My first NaNoWriMo ‘novel’ was Willow Mills. I’d conceived the idea of creating a small Indiana town, not unlike Garrison Keillor’s Lake Woebegon. It wasn’t really a single story, but was a series of short pieces describing the town and citizens of Willow Mills, Indiana. Each ‘chapter’ started with the front page of the weekly newspaper of the town that said what had happened this week in 1999. This was followed by short stories that expanded on the background of the people and places mentioned in the articles. It was loosely set around references to Albert Bailey’s Prize Bull, the story of which was saved until the end.
It was approaching midnight on November 30, 2004 when I uploaded my story and discovered I was a thousand words short of the 50,000-word goal. I quickly had to come up with additional stories and statements that would extend the word-count past the goal. I did it with quotes from all the citizens of the town on what it meant to enter a new millennium.
The whole concept was fueled by Chris Baty’s (founder and then president of NaNoWriMo) book No Plot? No Problem! He emphasized that you didn’t need a plot to write a book, but just to create some characters and let them take you where they wanted to go. Sadly, many people (myself included) assumed that writing a draft of a story like that was all that was necessary. But a lot of times the characters were clueless!
It would be hard to count the number of books that have been published (or serials on SOL) that never did get to the story. I think I mentioned that last week.
Fortunately, not all my stories are such stream of consciousness works as that first NaNo effort. Usually, I have a pretty good idea what the plot of the book will be and how I’m going to get there. Sometimes it’s more vague than others, but I have good editors who tend to help pull my vision into focus.

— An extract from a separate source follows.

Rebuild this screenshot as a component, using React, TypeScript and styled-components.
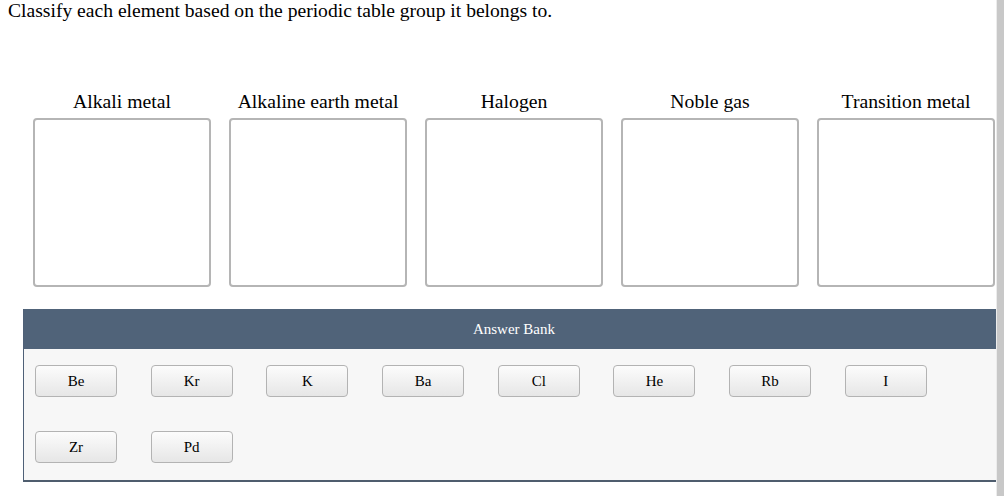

There were advantages to working with the storyboard. I could see at a glance whether the action in each episode contributed to the storyline for that chapter. I could rearrange the cards and move pieces to different episodes—or, indeed, from one book to the other. But carrying a cork board, pins, and nearly a thousand index cards from place to place as I worked on the story was cumbersome. I was constantly riffling through all the cards looking for the right piece. When was it right to talk about Jitterz Coffee Shop? How were various people interrelated?
This is not the only technique I have used to organize the plot of my stories. And most recently, I have worked with the Save the Cat! Writes a Novel beat sheets. This book by Jessica Brody is based on the phenomenally successful guide to screen writing by Blake Snyder called Save the Cat! She divides the structure of a novel into fifteen logical beats that describe what successful novels generally look like.
I began exploring the technique seriously with my recently published Nathan Everett novel, The Staircase of Dragon Jerico. I also used several other techniques in that book and overall, I consider it quite successful as a contemporary romance.
More seriously, I structured my new Devon Layne (aroslav) novel, The Strongman, entirely in the three acts and fifteen beats of the Save the Cat! method. I had the theme and message of the story worked out, and even the overall plot of the book, but the beat sheets forced me to describe the progress in terms that would drive the story forward.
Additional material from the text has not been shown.